For practical, hardware or code-generation use, transformation of CP decompositions to forms with integer or sparse structure via De Groote equivalence, signature-guided penalties, or $\ell_1$ minimization provides automatable optimization of algorithmic and numerical properties (Tichavsky, 2021).

Memory and computational cost dominate for high-order or high-rank tensors, and modern approaches optimize both by combining structural compression (e.g., tensor-train, mode reduction), optimized ALS variants, and randomized sketching (Phan et al., 2018, Wang et al., 2021, Pierce et al., 2022).

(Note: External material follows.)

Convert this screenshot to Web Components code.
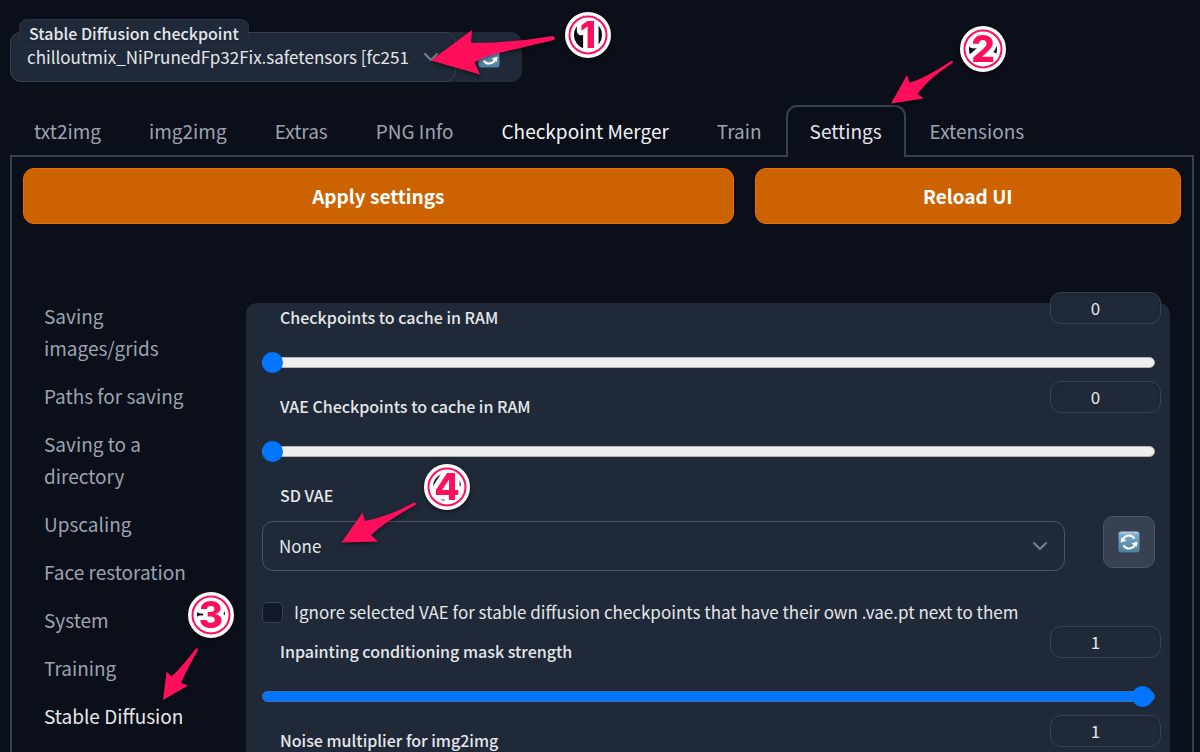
<!DOCTYPE html>
<html lang="en">
<head>
<meta charset="utf-8">
<meta name="viewport" content="width=device-width, initial-scale=1">
<title>Stable Diffusion</title>
<style>
  :root {
    --bg: #0b0f19;
    --block: #1f2937;
    --line: #374151;
    --line-strong: #4b5563;
    --text: #e5e7eb;
    --muted: #9ca3af;
    --accent: #cc6300;
    --blue: #0075ff;
    --pink: #ff0f5b;
    --radius: 11px;
    --fs-sm: 16px;
    --fs: 17px;
    --fs-lg: 19px;
  }
  html, body { height: 100%; }
  body {
    margin: 0;
    background: var(--bg);
    color: var(--text);
    font-family: "Noto Sans CJK JP", "Noto Sans", sans-serif;
    font-size: var(--fs);
  }
</style>
</head>
<body>
<sd-app></sd-app>

<script>
const define = (name, html, setup) => {
  const template = document.createElement('template');
  template.innerHTML = `<style>
    *, *::before, *::after { box-sizing: border-box; }
    button, input, select { font: inherit; color: inherit; margin: 0; }
  </style>${html}`;
  customElements.define(name, class extends HTMLElement {
    constructor() {
      super();
      this.attachShadow({ mode: 'open' }).append(template.content.cloneNode(true));
    }
    connectedCallback() { if (setup) setup(this, this.shadowRoot); }
  });
};

define('sd-refresh', `
  <style>
    :host { display: block; }
    button { display: flex; align-items: center; justify-content: center; width: 100%; height: 100%;
      padding: 0; border: 1px solid var(--line-strong); border-radius: 10px; background: var(--line); }
    :host([plain]) button { border-color: transparent; background: none; }
    svg { display: block; width: 22px; height: 22px; }
  </style>
  <button aria-label="Refresh">
    <svg viewBox="0 0 22 22">
      <defs><linearGradient id="g" x2="0" y2="1">
        <stop offset="0" stop-color="#b4d3e4"/><stop offset=".2" stop-color="#75a6c6"/><stop offset="1" stop-color="#4f7f9f"/>
      </linearGradient></defs>
      <rect x=".5" y=".5" width="21" height="21" rx="3" fill="url(#g)"/>
      <g fill="none" stroke="#fff" stroke-width="2.2">
        <path d="M4.6 10.2A6.4 6.4 0 0 1 16.4 7.6"/><path d="M17.4 11.8A6.4 6.4 0 0 1 5.6 14.4"/>
      </g>
      <path d="M2.6 11.6 3.4 6.2 8.4 9.8ZM19.6 10.4 18.8 15.8 13.4 12.4Z" fill="#fff"/>
    </svg>
  </button>`);

define('sd-dropdown', `
  <style>
    :host { display: block; position: relative; height: 50px; }
    select { appearance: none; display: block; width: 100%; height: 100%; padding: 0 40px 0 16px; line-height: 26px;
      border: 1px solid var(--line-strong); border-radius: var(--radius); background: var(--block); text-overflow: clip; }
    svg { position: absolute; right: 17px; top: 20px; width: 16px; height: 10px; pointer-events: none;
      fill: none; stroke: #78808d; stroke-width: 2; stroke-linecap: round; stroke-linejoin: round; }
  </style>
  <select><option></option></select>
  <svg viewBox="0 0 16 10"><path d="M2 2l6 6 6-6"/></svg>`,
  (el, root) => {
    root.querySelector('option').textContent = el.getAttribute('value');
    root.querySelector('select').setAttribute('aria-label', el.getAttribute('label'));
  });

define('sd-quick', `
  <style>
    :host { display: block; }
    .group { position: relative; display: flex; width: 512px; max-width: 100%; border-radius: var(--radius); background: var(--block); }
    sd-dropdown { flex: 1; --line-strong: var(--line); }
    sd-refresh { width: 66px; }
    .label { position: absolute; left: 9px; top: -13px; padding: 0 9px; line-height: 26px; z-index: 1;
      font-size: var(--fs-sm); font-weight: 500;
      border: 1px solid #28313f; border-radius: 8px; background: var(--block); }
  </style>
  <div class="group">
    <span class="label">Stable Diffusion checkpoint</span>
    <sd-dropdown label="Stable Diffusion checkpoint" value="chilloutmix_NiPrunedFp32Fix.safetensors [fc251"></sd-dropdown>
    <sd-refresh plain></sd-refresh>
  </div>`);

define('sd-tab', `
  <style>
    :host { display: block; }
    button { height: 52px; padding: 0 22px 4px; border: 2px solid transparent; border-bottom: 0; background: none;
      border-radius: var(--radius) var(--radius) 0 0; color: var(--muted); font-size: var(--fs-lg); white-space: nowrap; }
    :host([hot]) button { color: #f3f4f6; }
    :host([selected]) button { border-color: var(--line); background: var(--bg); color: var(--text); }
  </style>
  <button role="tab"><slot></slot></button>`);

define('sd-tabs', `
  <style>
    :host { display: flex; position: relative; z-index: 1; margin-bottom: -2px; }
  </style>
  <slot></slot>`);

define('sd-primary', `
  <style>
    :host { display: block; }
    button { width: 100%; height: 56px; padding: 0 0 2px; border: 1px solid #ea6f05; border-radius: var(--radius);
      background: var(--accent); color: #fff; font-size: var(--fs-lg); font-weight: 600; }
  </style>
  <button><slot></slot></button>`);

define('sd-nav-item', `
  <style>
    :host { display: block; }
    button { display: block; width: 100%; padding: 7px 21px 9px; border: 0; background: none; text-align: left;
      font-size: var(--fs-lg); line-height: 32px; color: var(--muted); }
    :host([selected]) button { color: var(--text); }
  </style>
  <button><slot></slot></button>`);

define('sd-slider', `
  <style>
    :host { display: block; height: 89px; }
    .head { display: flex; justify-content: space-between; align-items: flex-start; height: 38px; }
    label { padding: 12px 0 0 18px; line-height: 26px; font-size: var(--fs-sm); font-weight: 500; }
    input[type=number] { appearance: textfield; width: 111px; height: 32px; margin-right: -6px; padding: 0 20px 2px 0;
      text-align: center; border: 1px solid var(--line); border-radius: var(--radius); background: var(--block);
      box-shadow: inset 0 2px 4px rgb(0 0 0 / .08); }
    input::-webkit-inner-spin-button { appearance: none; margin: 0; }
    input[type=range] { appearance: none; display: block; width: 100%; height: 20px; margin-top: 22px; background: none; }
    input::-webkit-slider-runnable-track { height: 11px; border: 1px solid #b2b2b2; border-radius: 6px; background: #efefef; }
    input.full::-webkit-slider-runnable-track { background: var(--blue); border-color: #3b70b8; }
    input::-webkit-slider-thumb { appearance: none; width: 21px; height: 21px; margin: -6px -1px 0; border-radius: 50%; background: var(--blue); }
  </style>
  <div class="head"><label for="r"></label><input type="number"></div>
  <input id="r" type="range" min="0" max="1">`,
  (el, root) => {
    const label = el.getAttribute('label'), value = el.getAttribute('value');
    const number = root.querySelector('[type=number]'), range = root.querySelector('[type=range]');
    root.querySelector('label').textContent = label;
    number.setAttribute('aria-label', label);
    number.value = range.value = value;
    range.classList.toggle('full', value === '1');
  });

define('sd-vae', `
  <style>
    :host { display: block; }
    .label { padding: 12px 0 0 18px; line-height: 26px; font-size: var(--fs-sm); font-weight: 500; }
    .row { display: flex; gap: 38px; height: 55px; margin-top: 8px; }
    sd-dropdown { flex: 1; align-self: flex-end; }
    sd-refresh { width: 52px; height: 52px; }
  </style>
  <div class="label">SD VAE</div>
  <div class="row"><sd-dropdown label="SD VAE" value="None"></sd-dropdown><sd-refresh></sd-refresh></div>`);

define('sd-check', `
  <style>
    :host { display: block; margin: 28px 0 1px; }
    label { display: flex; align-items: center; gap: 11px; line-height: 26px; }
    input { appearance: none; width: 21px; height: 21px; border: 1px solid var(--line); border-radius: 5px; background: #111827; }
  </style>
  <label><input type="checkbox"><slot></slot></label>`);

/* Numbered markers laid freely over the page, each with its arrow. */
define('sd-callouts', `
  <style>
    :host { position: absolute; inset: 0; overflow: hidden; pointer-events: none; z-index: 2; }
    svg { display: block; width: 1200px; height: 752px; filter: drop-shadow(0 2px 2px rgb(0 0 0 / .45)); }
    path { fill: var(--pink); }
    .rim { fill: none; stroke: #fff; stroke-width: 9; }
    .ring { fill: none; stroke: var(--pink); stroke-width: 2; }
    text { font: 800 37px Inter, sans-serif; text-anchor: middle; fill: var(--pink);
      stroke: #fff; stroke-width: 9; stroke-linejoin: round; paint-order: stroke; }
  </style>
  <svg viewBox="0 0 1200 752">
    <path d="M431 60.5 472 30 471 43Q512 43 553 36 556 37.500 554 40 512 50 494 54 482 58 474.500 62.500L480 74.500Z"/>
    <path d="M891 103.500 907 75 909.500 82.500Q924 79 951 61 954 61 952.500 63 928 79 917.500 94L923.500 98.500Z"/>
    <path d="M163 700 166.500 671.500 171.500 676.500Q181 668 196 648.500 198.500 647.500 198 650 187 669 181 683L188 685.500Z"/>
    <path d="M341.500 542.500 362.500 512.500 365 521Q390 516 414 502.500 417 502.500 415.500 505 386 521 371 535L378 541.500Z"/>
  </svg>`,
  (el, root) => {
    const svg = root.querySelector('svg');
    [[588, 35], [983, 49], [211, 615], [447, 487]].forEach(([x, y], i) => {
      svg.insertAdjacentHTML('beforeend', `<g transform="translate(${x} ${y})">
        <circle class="rim" r="18.5"/><text y="13">${i + 1}</text><circle class="ring" r="18.500"/></g>`);
    });
  });

define('sd-app', `
  <style>
    :host { display: block; position: relative; height: 100%; overflow: hidden; }
    .page { display: flex; flex-direction: column; min-height: 100%; padding: 32px 6px 0 10px; }
    sd-tabs { margin-top: 23px; }
    main { flex: 1; padding: 11px; border: 2px solid var(--line); border-bottom: 0; }
    .actions { display: grid; grid-template-columns: 5fr 3fr; gap: 21px; }
    .content { display: grid; grid-template-columns: 202px 1fr; gap: 21px; margin-top: 69px; padding-right: 11px; }
    .form { margin-top: 10px; padding: 0 15px 0 16px; border-radius: var(--radius); background: var(--block); }
    .rows { margin-top: -11px; }
  </style>
  <div class="page">
    <sd-quick></sd-quick>
    <sd-tabs role="tablist">
      <sd-tab>txt2img</sd-tab><sd-tab>img2img</sd-tab><sd-tab>Extras</sd-tab><sd-tab>PNG Info</sd-tab>
      <sd-tab hot>Checkpoint Merger</sd-tab><sd-tab>Train</sd-tab><sd-tab selected>Settings</sd-tab><sd-tab>Extensions</sd-tab>
    </sd-tabs>
    <main>
      <div class="actions"><sd-primary>Apply settings</sd-primary><sd-primary>Reload UI</sd-primary></div>
      <div class="content">
        <nav>
          <sd-nav-item>Saving images/grids</sd-nav-item>
          <sd-nav-item>Paths for saving</sd-nav-item>
          <sd-nav-item>Saving to a directory</sd-nav-item>
          <sd-nav-item>Upscaling</sd-nav-item>
          <sd-nav-item>Face restoration</sd-nav-item>
          <sd-nav-item>System</sd-nav-item>
          <sd-nav-item>Training</sd-nav-item>
          <sd-nav-item selected>Stable Diffusion</sd-nav-item>
        </nav>
        <section class="form"><div class="rows">
          <sd-slider label="Checkpoints to cache in RAM" value="0"></sd-slider>
          <sd-slider label="VAE Checkpoints to cache in RAM" value="0"></sd-slider>
          <sd-vae></sd-vae>
          <sd-check>Ignore selected VAE for stable diffusion checkpoints that have their own .vae.pt next to them</sd-check>
          <sd-slider label="Inpainting conditioning mask strength" value="1"></sd-slider>
          <sd-slider label="Noise multiplier for img2img" value="1"></sd-slider>
        </div></section>
      </div>
    </main>
  </div>
  <sd-callouts></sd-callouts>`);
</script>
</body>
</html>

7. Outlook and Open Problems

Current research in CP decomposition explores several advanced directions:

Deterministic versus generic uniqueness: Tightening the deterministic algebraic conditions for uniqueness to close gaps with algebraic-geometry generic bounds (Domanov et al., 2014, Domanov et al., 2013).
CPD for structured and multi-modal data: Extending CP frameworks to time-warped, functional, positive-valued, and irregular data, necessitating RKHS and non-Euclidean loss landscapes (Tang et al., 17 Oct 2024).
Robustness and Degeneracy Detection: Developing methods to recognize and sidestep degeneracies, especially in the presence of noise or model mismatch (Kindermann et al., 2011).
Algorithmic Scalability: Further reducing cost via distributed, randomized, and parallelizable algorithms, as well as compressive representations for streaming and online learning settings (Rambhatla et al., 2020, Wang et al., 2021).
Automated Code Generation: Systematically transforming numerical decompositions into sparse, hardware-optimized code for algebraic operations such as matrix multiplication and convolution (Tichavsky, 2021).
Middle-Rank and High-Rank Regimes: Addressing computation beyond the applicability of normal-form methods by efficient generating-polynomial-based optimizations (Zheng et al., 1 Apr 2025).

Continued developments in canonical polyadic decomposition are likely to unlock new theoretical insights in tensor algebra and yield practical, scalable, and interpretable tools for multiway data analysis in both scientific computing and statistical learning.